== Instructions to follow ==
Copy all of the material exactly. Pictures are not to appear in the copy.

== Rows ==
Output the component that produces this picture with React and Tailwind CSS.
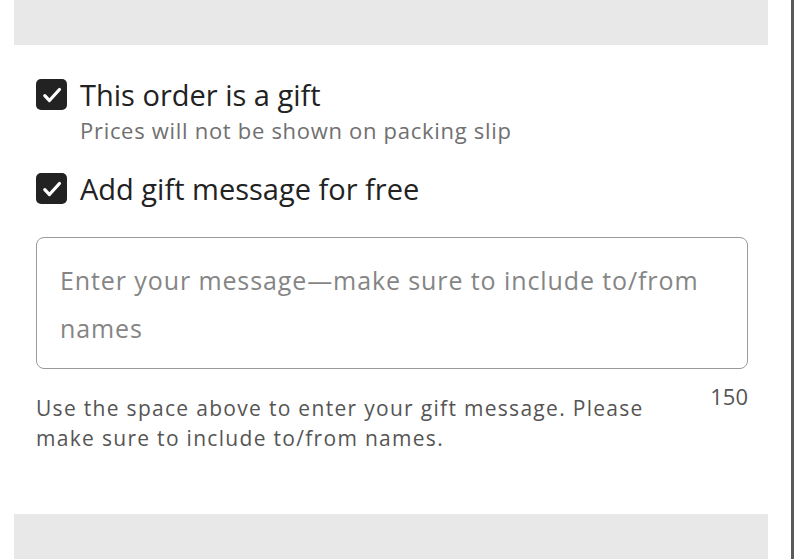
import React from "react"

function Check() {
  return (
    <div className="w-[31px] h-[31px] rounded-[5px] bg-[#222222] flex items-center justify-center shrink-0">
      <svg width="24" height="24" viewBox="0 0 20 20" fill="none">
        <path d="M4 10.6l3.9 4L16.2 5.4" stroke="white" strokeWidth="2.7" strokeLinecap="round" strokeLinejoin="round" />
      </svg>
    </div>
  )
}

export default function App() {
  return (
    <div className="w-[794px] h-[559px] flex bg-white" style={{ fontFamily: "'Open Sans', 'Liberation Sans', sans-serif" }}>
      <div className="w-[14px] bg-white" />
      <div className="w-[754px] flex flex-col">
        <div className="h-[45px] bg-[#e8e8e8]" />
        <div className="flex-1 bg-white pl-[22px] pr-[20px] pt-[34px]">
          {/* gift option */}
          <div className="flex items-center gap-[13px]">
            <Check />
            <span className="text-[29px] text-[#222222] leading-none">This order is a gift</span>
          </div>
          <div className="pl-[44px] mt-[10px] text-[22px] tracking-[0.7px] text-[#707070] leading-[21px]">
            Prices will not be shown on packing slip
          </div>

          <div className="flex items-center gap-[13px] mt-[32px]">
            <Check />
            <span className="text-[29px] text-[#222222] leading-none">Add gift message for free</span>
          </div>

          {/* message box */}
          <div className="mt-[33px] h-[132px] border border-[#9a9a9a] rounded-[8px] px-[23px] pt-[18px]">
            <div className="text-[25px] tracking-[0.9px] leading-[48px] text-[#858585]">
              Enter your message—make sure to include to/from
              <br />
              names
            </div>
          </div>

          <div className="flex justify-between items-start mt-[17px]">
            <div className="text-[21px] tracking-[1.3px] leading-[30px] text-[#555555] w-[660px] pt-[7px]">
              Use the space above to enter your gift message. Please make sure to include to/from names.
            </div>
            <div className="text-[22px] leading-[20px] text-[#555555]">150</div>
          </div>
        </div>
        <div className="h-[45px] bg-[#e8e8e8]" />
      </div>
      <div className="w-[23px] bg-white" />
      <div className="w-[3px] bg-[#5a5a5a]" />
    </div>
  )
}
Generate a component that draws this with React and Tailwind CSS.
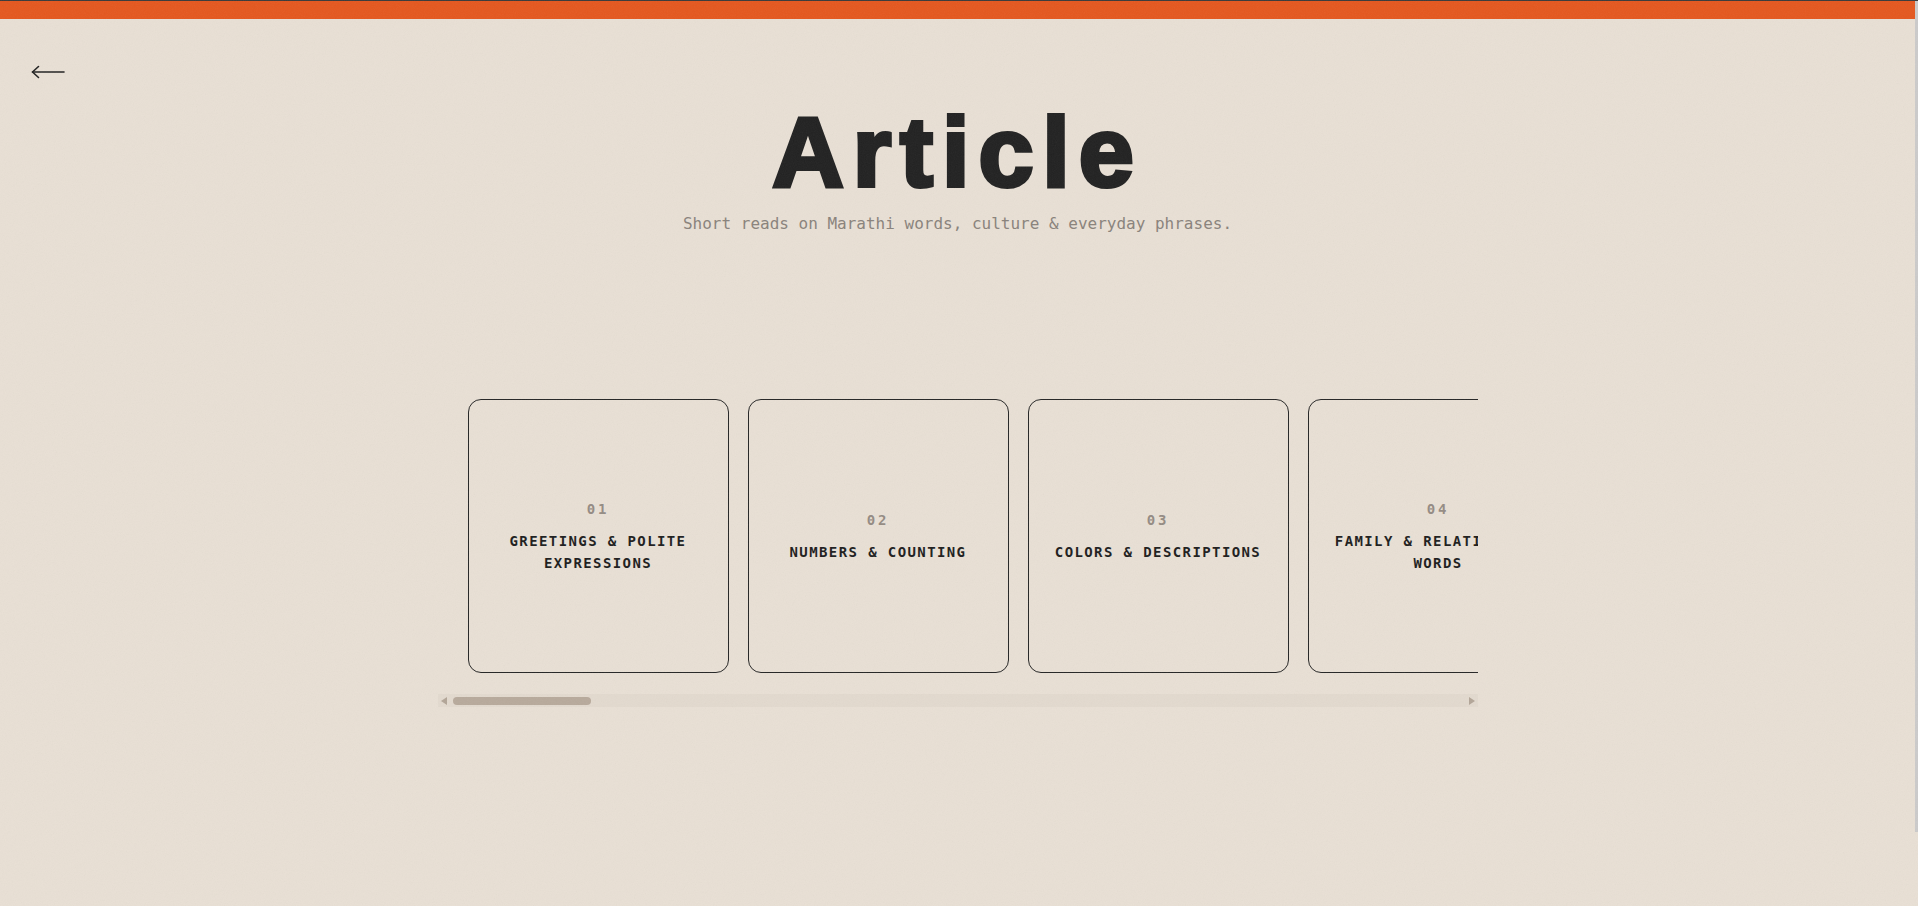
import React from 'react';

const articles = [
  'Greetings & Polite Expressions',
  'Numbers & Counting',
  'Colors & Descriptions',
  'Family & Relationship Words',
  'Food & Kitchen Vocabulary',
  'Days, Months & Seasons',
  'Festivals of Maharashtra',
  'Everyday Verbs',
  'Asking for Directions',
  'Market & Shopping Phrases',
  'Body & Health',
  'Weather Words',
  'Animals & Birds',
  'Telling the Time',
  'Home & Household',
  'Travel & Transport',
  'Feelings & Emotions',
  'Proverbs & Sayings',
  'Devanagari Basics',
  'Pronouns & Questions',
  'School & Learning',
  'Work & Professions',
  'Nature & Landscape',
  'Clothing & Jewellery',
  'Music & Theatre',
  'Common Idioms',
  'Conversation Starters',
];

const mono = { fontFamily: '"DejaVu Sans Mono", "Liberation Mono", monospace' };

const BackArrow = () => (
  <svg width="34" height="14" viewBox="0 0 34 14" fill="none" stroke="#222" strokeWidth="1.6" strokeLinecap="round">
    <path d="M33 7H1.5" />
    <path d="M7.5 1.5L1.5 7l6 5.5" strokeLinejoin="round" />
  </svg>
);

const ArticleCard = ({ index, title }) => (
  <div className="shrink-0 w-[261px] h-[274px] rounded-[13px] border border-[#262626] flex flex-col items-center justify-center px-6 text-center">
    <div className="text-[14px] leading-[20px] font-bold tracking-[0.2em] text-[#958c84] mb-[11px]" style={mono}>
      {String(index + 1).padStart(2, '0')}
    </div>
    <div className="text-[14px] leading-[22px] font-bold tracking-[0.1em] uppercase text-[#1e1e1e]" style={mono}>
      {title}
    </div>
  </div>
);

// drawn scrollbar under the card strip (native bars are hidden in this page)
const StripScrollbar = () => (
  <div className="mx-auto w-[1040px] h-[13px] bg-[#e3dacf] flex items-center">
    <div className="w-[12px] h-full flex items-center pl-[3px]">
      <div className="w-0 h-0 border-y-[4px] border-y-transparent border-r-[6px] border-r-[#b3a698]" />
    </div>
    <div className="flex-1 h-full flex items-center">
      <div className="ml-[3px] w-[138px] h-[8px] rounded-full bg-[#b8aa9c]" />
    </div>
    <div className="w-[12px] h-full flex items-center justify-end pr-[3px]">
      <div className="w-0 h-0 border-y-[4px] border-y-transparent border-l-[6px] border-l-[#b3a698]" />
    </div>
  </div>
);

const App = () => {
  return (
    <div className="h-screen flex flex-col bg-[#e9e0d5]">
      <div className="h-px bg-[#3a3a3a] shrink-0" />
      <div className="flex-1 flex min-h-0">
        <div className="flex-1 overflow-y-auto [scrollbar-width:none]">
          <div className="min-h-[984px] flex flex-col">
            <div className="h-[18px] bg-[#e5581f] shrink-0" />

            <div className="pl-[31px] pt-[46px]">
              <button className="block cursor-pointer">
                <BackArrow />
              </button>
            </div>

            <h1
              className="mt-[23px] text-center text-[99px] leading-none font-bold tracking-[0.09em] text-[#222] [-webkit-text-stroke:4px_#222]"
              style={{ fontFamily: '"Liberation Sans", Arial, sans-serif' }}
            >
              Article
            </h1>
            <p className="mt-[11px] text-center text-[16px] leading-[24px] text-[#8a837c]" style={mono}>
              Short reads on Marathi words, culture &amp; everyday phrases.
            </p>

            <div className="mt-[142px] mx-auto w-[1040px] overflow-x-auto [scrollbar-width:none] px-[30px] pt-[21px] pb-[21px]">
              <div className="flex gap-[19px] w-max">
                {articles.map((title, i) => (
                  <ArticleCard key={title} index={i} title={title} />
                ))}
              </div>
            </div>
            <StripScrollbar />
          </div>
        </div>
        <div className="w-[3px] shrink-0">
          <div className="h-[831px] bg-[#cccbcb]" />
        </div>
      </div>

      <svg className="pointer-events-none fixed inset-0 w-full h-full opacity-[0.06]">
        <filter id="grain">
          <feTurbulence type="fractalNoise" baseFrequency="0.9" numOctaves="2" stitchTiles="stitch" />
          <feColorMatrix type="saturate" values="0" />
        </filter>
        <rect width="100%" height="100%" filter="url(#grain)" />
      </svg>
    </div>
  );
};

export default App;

== Output ==
Output the component that produces this picture with React and Tailwind CSS.
import React from "react"

function Check() {
  return (
    <div className="w-[31px] h-[31px] rounded-[5px] bg-[#222222] flex items-center justify-center shrink-0">
      <svg width="24" height="24" viewBox="0 0 20 20" fill="none">
        <path d="M4 10.6l3.9 4L16.2 5.4" stroke="white" strokeWidth="2.7" strokeLinecap="round" strokeLinejoin="round" />
      </svg>
    </div>
  )
}

export default function App() {
  return (
    <div className="w-[794px] h-[559px] flex bg-white" style={{ fontFamily: "'Open Sans', 'Liberation Sans', sans-serif" }}>
      <div className="w-[14px] bg-white" />
      <div className="w-[754px] flex flex-col">
        <div className="h-[45px] bg-[#e8e8e8]" />
        <div className="flex-1 bg-white pl-[22px] pr-[20px] pt-[34px]">
          {/* gift option */}
          <div className="flex items-center gap-[13px]">
            <Check />
            <span className="text-[29px] text-[#222222] leading-none">This order is a gift</span>
          </div>
          <div className="pl-[44px] mt-[10px] text-[22px] tracking-[0.7px] text-[#707070] leading-[21px]">
            Prices will not be shown on packing slip
          </div>

          <div className="flex items-center gap-[13px] mt-[32px]">
            <Check />
            <span className="text-[29px] text-[#222222] leading-none">Add gift message for free</span>
          </div>

          {/* message box */}
          <div className="mt-[33px] h-[132px] border border-[#9a9a9a] rounded-[8px] px-[23px] pt-[18px]">
            <div className="text-[25px] tracking-[0.9px] leading-[48px] text-[#858585]">
              Enter your message—make sure to include to/from
              <br />
              names
            </div>
          </div>

          <div className="flex justify-between items-start mt-[17px]">
            <div className="text-[21px] tracking-[1.3px] leading-[30px] text-[#555555] w-[660px] pt-[7px]">
              Use the space above to enter your gift message. Please make sure to include to/from names.
            </div>
            <div className="text-[22px] leading-[20px] text-[#555555]">150</div>
          </div>
        </div>
        <div className="h-[45px] bg-[#e8e8e8]" />
      </div>
      <div className="w-[23px] bg-white" />
      <div className="w-[3px] bg-[#5a5a5a]" />
    </div>
  )
}
Generate a component that draws this with React and Tailwind CSS.
import React from 'react';

const articles = [
  'Greetings & Polite Expressions',
  'Numbers & Counting',
  'Colors & Descriptions',
  'Family & Relationship Words',
  'Food & Kitchen Vocabulary',
  'Days, Months & Seasons',
  'Festivals of Maharashtra',
  'Everyday Verbs',
  'Asking for Directions',
  'Market & Shopping Phrases',
  'Body & Health',
  'Weather Words',
  'Animals & Birds',
  'Telling the Time',
  'Home & Household',
  'Travel & Transport',
  'Feelings & Emotions',
  'Proverbs & Sayings',
  'Devanagari Basics',
  'Pronouns & Questions',
  'School & Learning',
  'Work & Professions',
  'Nature & Landscape',
  'Clothing & Jewellery',
  'Music & Theatre',
  'Common Idioms',
  'Conversation Starters',
];

const mono = { fontFamily: '"DejaVu Sans Mono", "Liberation Mono", monospace' };

const BackArrow = () => (
  <svg width="34" height="14" viewBox="0 0 34 14" fill="none" stroke="#222" strokeWidth="1.6" strokeLinecap="round">
    <path d="M33 7H1.5" />
    <path d="M7.5 1.5L1.5 7l6 5.5" strokeLinejoin="round" />
  </svg>
);

const ArticleCard = ({ index, title }) => (
  <div className="shrink-0 w-[261px] h-[274px] rounded-[13px] border border-[#262626] flex flex-col items-center justify-center px-6 text-center">
    <div className="text-[14px] leading-[20px] font-bold tracking-[0.2em] text-[#958c84] mb-[11px]" style={mono}>
      {String(index + 1).padStart(2, '0')}
    </div>
    <div className="text-[14px] leading-[22px] font-bold tracking-[0.1em] uppercase text-[#1e1e1e]" style={mono}>
      {title}
    </div>
  </div>
);

// drawn scrollbar under the card strip (native bars are hidden in this page)
const StripScrollbar = () => (
  <div className="mx-auto w-[1040px] h-[13px] bg-[#e3dacf] flex items-center">
    <div className="w-[12px] h-full flex items-center pl-[3px]">
      <div className="w-0 h-0 border-y-[4px] border-y-transparent border-r-[6px] border-r-[#b3a698]" />
    </div>
    <div className="flex-1 h-full flex items-center">
      <div className="ml-[3px] w-[138px] h-[8px] rounded-full bg-[#b8aa9c]" />
    </div>
    <div className="w-[12px] h-full flex items-center justify-end pr-[3px]">
      <div className="w-0 h-0 border-y-[4px] border-y-transparent border-l-[6px] border-l-[#b3a698]" />
    </div>
  </div>
);

const App = () => {
  return (
    <div className="h-screen flex flex-col bg-[#e9e0d5]">
      <div className="h-px bg-[#3a3a3a] shrink-0" />
      <div className="flex-1 flex min-h-0">
        <div className="flex-1 overflow-y-auto [scrollbar-width:none]">
          <div className="min-h-[984px] flex flex-col">
            <div className="h-[18px] bg-[#e5581f] shrink-0" />

            <div className="pl-[31px] pt-[46px]">
              <button className="block cursor-pointer">
                <BackArrow />
              </button>
            </div>

            <h1
              className="mt-[23px] text-center text-[99px] leading-none font-bold tracking-[0.09em] text-[#222] [-webkit-text-stroke:4px_#222]"
              style={{ fontFamily: '"Liberation Sans", Arial, sans-serif' }}
            >
              Article
            </h1>
            <p className="mt-[11px] text-center text-[16px] leading-[24px] text-[#8a837c]" style={mono}>
              Short reads on Marathi words, culture &amp; everyday phrases.
            </p>

            <div className="mt-[142px] mx-auto w-[1040px] overflow-x-auto [scrollbar-width:none] px-[30px] pt-[21px] pb-[21px]">
              <div className="flex gap-[19px] w-max">
                {articles.map((title, i) => (
                  <ArticleCard key={title} index={i} title={title} />
                ))}
              </div>
            </div>
            <StripScrollbar />
          </div>
        </div>
        <div className="w-[3px] shrink-0">
          <div className="h-[831px] bg-[#cccbcb]" />
        </div>
      </div>

      <svg className="pointer-events-none fixed inset-0 w-full h-full opacity-[0.06]">
        <filter id="grain">
          <feTurbulence type="fractalNoise" baseFrequency="0.9" numOctaves="2" stitchTiles="stitch" />
          <feColorMatrix type="saturate" values="0" />
        </filter>
        <rect width="100%" height="100%" filter="url(#grain)" />
      </svg>
    </div>
  );
};

export default App;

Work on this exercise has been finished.